--- Goal of the exercise ---
In your copy, include every line of the listing below exactly but none of the pictures.
>>>
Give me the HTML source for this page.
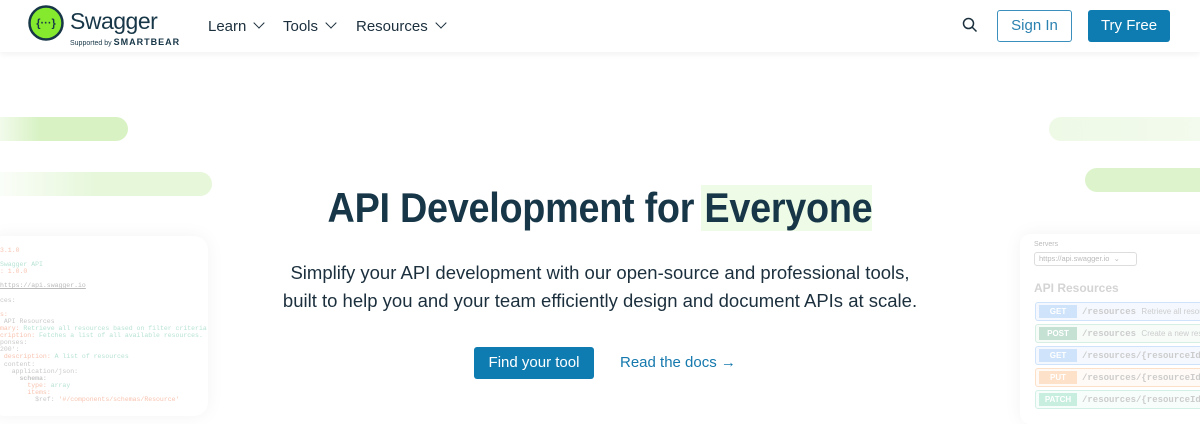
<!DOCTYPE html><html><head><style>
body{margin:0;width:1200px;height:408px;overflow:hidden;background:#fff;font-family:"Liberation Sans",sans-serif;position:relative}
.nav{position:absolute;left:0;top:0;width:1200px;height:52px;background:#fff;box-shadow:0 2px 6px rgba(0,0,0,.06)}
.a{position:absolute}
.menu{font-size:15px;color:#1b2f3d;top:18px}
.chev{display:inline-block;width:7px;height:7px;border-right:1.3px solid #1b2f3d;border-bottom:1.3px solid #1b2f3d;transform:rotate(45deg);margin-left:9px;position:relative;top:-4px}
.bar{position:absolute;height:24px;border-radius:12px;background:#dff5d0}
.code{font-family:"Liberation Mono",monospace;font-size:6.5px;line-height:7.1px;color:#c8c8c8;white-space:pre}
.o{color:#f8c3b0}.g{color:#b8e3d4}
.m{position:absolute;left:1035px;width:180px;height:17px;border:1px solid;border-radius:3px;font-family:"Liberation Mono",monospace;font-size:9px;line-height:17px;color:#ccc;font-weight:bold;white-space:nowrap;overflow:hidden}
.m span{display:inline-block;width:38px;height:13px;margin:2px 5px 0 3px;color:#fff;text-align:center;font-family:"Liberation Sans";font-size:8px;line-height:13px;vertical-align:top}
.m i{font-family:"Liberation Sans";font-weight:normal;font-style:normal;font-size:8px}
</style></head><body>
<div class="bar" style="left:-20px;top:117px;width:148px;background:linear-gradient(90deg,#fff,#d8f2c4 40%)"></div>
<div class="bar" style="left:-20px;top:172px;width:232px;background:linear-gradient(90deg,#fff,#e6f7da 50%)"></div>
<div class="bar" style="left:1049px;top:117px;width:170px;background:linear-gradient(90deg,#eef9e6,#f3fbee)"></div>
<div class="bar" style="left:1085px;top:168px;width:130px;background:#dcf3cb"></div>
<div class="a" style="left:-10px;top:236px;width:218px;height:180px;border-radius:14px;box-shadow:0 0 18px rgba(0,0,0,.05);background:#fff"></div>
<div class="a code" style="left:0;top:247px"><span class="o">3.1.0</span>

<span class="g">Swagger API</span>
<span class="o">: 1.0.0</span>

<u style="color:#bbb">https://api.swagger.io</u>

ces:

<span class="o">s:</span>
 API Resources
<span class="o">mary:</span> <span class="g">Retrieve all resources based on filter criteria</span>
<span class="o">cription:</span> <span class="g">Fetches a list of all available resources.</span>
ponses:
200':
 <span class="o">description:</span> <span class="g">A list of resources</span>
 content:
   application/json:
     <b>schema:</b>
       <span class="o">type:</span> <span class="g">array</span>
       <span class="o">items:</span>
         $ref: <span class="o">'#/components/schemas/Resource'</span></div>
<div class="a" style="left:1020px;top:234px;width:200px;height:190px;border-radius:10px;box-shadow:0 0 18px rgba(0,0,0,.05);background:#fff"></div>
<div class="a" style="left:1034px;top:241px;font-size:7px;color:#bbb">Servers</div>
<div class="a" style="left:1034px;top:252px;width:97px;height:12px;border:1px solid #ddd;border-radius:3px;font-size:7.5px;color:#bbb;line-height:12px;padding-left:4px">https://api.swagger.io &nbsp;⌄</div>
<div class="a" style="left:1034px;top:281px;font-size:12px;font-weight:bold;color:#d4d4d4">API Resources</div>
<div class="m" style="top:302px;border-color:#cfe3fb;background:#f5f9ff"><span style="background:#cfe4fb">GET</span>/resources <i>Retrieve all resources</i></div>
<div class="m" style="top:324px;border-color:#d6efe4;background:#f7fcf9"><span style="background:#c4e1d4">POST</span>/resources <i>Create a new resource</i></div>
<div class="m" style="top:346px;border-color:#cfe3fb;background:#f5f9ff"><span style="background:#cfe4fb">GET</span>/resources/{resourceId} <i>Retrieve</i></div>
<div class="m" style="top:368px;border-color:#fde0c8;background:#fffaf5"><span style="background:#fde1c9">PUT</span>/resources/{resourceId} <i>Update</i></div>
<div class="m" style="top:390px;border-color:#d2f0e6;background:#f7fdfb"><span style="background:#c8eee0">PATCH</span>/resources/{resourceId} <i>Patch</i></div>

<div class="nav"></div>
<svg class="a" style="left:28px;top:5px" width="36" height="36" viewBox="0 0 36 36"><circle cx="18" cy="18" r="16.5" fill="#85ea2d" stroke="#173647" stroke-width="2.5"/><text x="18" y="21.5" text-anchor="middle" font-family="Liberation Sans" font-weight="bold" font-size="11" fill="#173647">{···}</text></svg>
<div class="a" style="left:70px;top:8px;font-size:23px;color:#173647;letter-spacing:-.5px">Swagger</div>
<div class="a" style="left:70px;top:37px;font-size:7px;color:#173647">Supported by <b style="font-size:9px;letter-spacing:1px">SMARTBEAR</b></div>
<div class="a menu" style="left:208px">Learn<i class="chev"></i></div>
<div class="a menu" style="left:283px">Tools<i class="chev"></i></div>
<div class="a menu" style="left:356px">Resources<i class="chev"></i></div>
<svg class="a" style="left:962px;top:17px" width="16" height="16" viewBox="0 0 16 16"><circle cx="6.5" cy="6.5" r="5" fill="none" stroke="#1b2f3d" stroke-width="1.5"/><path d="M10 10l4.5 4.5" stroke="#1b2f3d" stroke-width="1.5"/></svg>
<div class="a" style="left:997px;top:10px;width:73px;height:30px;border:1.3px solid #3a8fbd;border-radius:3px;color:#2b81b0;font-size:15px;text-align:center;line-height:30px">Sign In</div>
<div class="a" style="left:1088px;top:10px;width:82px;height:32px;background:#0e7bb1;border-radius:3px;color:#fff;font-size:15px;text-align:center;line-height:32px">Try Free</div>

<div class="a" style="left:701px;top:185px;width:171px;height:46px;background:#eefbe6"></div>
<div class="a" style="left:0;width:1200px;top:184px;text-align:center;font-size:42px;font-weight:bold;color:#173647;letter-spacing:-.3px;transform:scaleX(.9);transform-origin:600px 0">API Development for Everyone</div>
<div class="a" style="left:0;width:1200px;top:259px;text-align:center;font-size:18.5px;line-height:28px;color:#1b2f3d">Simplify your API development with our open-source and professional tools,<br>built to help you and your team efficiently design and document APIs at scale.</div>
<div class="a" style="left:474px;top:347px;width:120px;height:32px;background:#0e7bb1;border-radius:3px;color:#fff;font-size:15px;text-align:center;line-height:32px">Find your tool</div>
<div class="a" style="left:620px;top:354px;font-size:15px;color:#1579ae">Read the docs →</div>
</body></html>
<<<
--- Answer for this exercise ---
Give me the HTML source for this page.
<!DOCTYPE html><html><head><style>
body{margin:0;width:1200px;height:408px;overflow:hidden;background:#fff;font-family:"Liberation Sans",sans-serif;position:relative}
.nav{position:absolute;left:0;top:0;width:1200px;height:52px;background:#fff;box-shadow:0 2px 6px rgba(0,0,0,.06)}
.a{position:absolute}
.menu{font-size:15px;color:#1b2f3d;top:18px}
.chev{display:inline-block;width:7px;height:7px;border-right:1.3px solid #1b2f3d;border-bottom:1.3px solid #1b2f3d;transform:rotate(45deg);margin-left:9px;position:relative;top:-4px}
.bar{position:absolute;height:24px;border-radius:12px;background:#dff5d0}
.code{font-family:"Liberation Mono",monospace;font-size:6.5px;line-height:7.1px;color:#c8c8c8;white-space:pre}
.o{color:#f8c3b0}.g{color:#b8e3d4}
.m{position:absolute;left:1035px;width:180px;height:17px;border:1px solid;border-radius:3px;font-family:"Liberation Mono",monospace;font-size:9px;line-height:17px;color:#ccc;font-weight:bold;white-space:nowrap;overflow:hidden}
.m span{display:inline-block;width:38px;height:13px;margin:2px 5px 0 3px;color:#fff;text-align:center;font-family:"Liberation Sans";font-size:8px;line-height:13px;vertical-align:top}
.m i{font-family:"Liberation Sans";font-weight:normal;font-style:normal;font-size:8px}
</style></head><body>
<div class="bar" style="left:-20px;top:117px;width:148px;background:linear-gradient(90deg,#fff,#d8f2c4 40%)"></div>
<div class="bar" style="left:-20px;top:172px;width:232px;background:linear-gradient(90deg,#fff,#e6f7da 50%)"></div>
<div class="bar" style="left:1049px;top:117px;width:170px;background:linear-gradient(90deg,#eef9e6,#f3fbee)"></div>
<div class="bar" style="left:1085px;top:168px;width:130px;background:#dcf3cb"></div>
<div class="a" style="left:-10px;top:236px;width:218px;height:180px;border-radius:14px;box-shadow:0 0 18px rgba(0,0,0,.05);background:#fff"></div>
<div class="a code" style="left:0;top:247px"><span class="o">3.1.0</span>

<span class="g">Swagger API</span>
<span class="o">: 1.0.0</span>

<u style="color:#bbb">https://api.swagger.io</u>

ces:

<span class="o">s:</span>
 API Resources
<span class="o">mary:</span> <span class="g">Retrieve all resources based on filter criteria</span>
<span class="o">cription:</span> <span class="g">Fetches a list of all available resources.</span>
ponses:
200':
 <span class="o">description:</span> <span class="g">A list of resources</span>
 content:
   application/json:
     <b>schema:</b>
       <span class="o">type:</span> <span class="g">array</span>
       <span class="o">items:</span>
         $ref: <span class="o">'#/components/schemas/Resource'</span></div>
<div class="a" style="left:1020px;top:234px;width:200px;height:190px;border-radius:10px;box-shadow:0 0 18px rgba(0,0,0,.05);background:#fff"></div>
<div class="a" style="left:1034px;top:241px;font-size:7px;color:#bbb">Servers</div>
<div class="a" style="left:1034px;top:252px;width:97px;height:12px;border:1px solid #ddd;border-radius:3px;font-size:7.5px;color:#bbb;line-height:12px;padding-left:4px">https://api.swagger.io &nbsp;⌄</div>
<div class="a" style="left:1034px;top:281px;font-size:12px;font-weight:bold;color:#d4d4d4">API Resources</div>
<div class="m" style="top:302px;border-color:#cfe3fb;background:#f5f9ff"><span style="background:#cfe4fb">GET</span>/resources <i>Retrieve all resources</i></div>
<div class="m" style="top:324px;border-color:#d6efe4;background:#f7fcf9"><span style="background:#c4e1d4">POST</span>/resources <i>Create a new resource</i></div>
<div class="m" style="top:346px;border-color:#cfe3fb;background:#f5f9ff"><span style="background:#cfe4fb">GET</span>/resources/{resourceId} <i>Retrieve</i></div>
<div class="m" style="top:368px;border-color:#fde0c8;background:#fffaf5"><span style="background:#fde1c9">PUT</span>/resources/{resourceId} <i>Update</i></div>
<div class="m" style="top:390px;border-color:#d2f0e6;background:#f7fdfb"><span style="background:#c8eee0">PATCH</span>/resources/{resourceId} <i>Patch</i></div>

<div class="nav"></div>
<svg class="a" style="left:28px;top:5px" width="36" height="36" viewBox="0 0 36 36"><circle cx="18" cy="18" r="16.5" fill="#85ea2d" stroke="#173647" stroke-width="2.5"/><text x="18" y="21.5" text-anchor="middle" font-family="Liberation Sans" font-weight="bold" font-size="11" fill="#173647">{···}</text></svg>
<div class="a" style="left:70px;top:8px;font-size:23px;color:#173647;letter-spacing:-.5px">Swagger</div>
<div class="a" style="left:70px;top:37px;font-size:7px;color:#173647">Supported by <b style="font-size:9px;letter-spacing:1px">SMARTBEAR</b></div>
<div class="a menu" style="left:208px">Learn<i class="chev"></i></div>
<div class="a menu" style="left:283px">Tools<i class="chev"></i></div>
<div class="a menu" style="left:356px">Resources<i class="chev"></i></div>
<svg class="a" style="left:962px;top:17px" width="16" height="16" viewBox="0 0 16 16"><circle cx="6.5" cy="6.5" r="5" fill="none" stroke="#1b2f3d" stroke-width="1.5"/><path d="M10 10l4.5 4.5" stroke="#1b2f3d" stroke-width="1.5"/></svg>
<div class="a" style="left:997px;top:10px;width:73px;height:30px;border:1.3px solid #3a8fbd;border-radius:3px;color:#2b81b0;font-size:15px;text-align:center;line-height:30px">Sign In</div>
<div class="a" style="left:1088px;top:10px;width:82px;height:32px;background:#0e7bb1;border-radius:3px;color:#fff;font-size:15px;text-align:center;line-height:32px">Try Free</div>

<div class="a" style="left:701px;top:185px;width:171px;height:46px;background:#eefbe6"></div>
<div class="a" style="left:0;width:1200px;top:184px;text-align:center;font-size:42px;font-weight:bold;color:#173647;letter-spacing:-.3px;transform:scaleX(.9);transform-origin:600px 0">API Development for Everyone</div>
<div class="a" style="left:0;width:1200px;top:259px;text-align:center;font-size:18.5px;line-height:28px;color:#1b2f3d">Simplify your API development with our open-source and professional tools,<br>built to help you and your team efficiently design and document APIs at scale.</div>
<div class="a" style="left:474px;top:347px;width:120px;height:32px;background:#0e7bb1;border-radius:3px;color:#fff;font-size:15px;text-align:center;line-height:32px">Find your tool</div>
<div class="a" style="left:620px;top:354px;font-size:15px;color:#1579ae">Read the docs →</div>
</body></html>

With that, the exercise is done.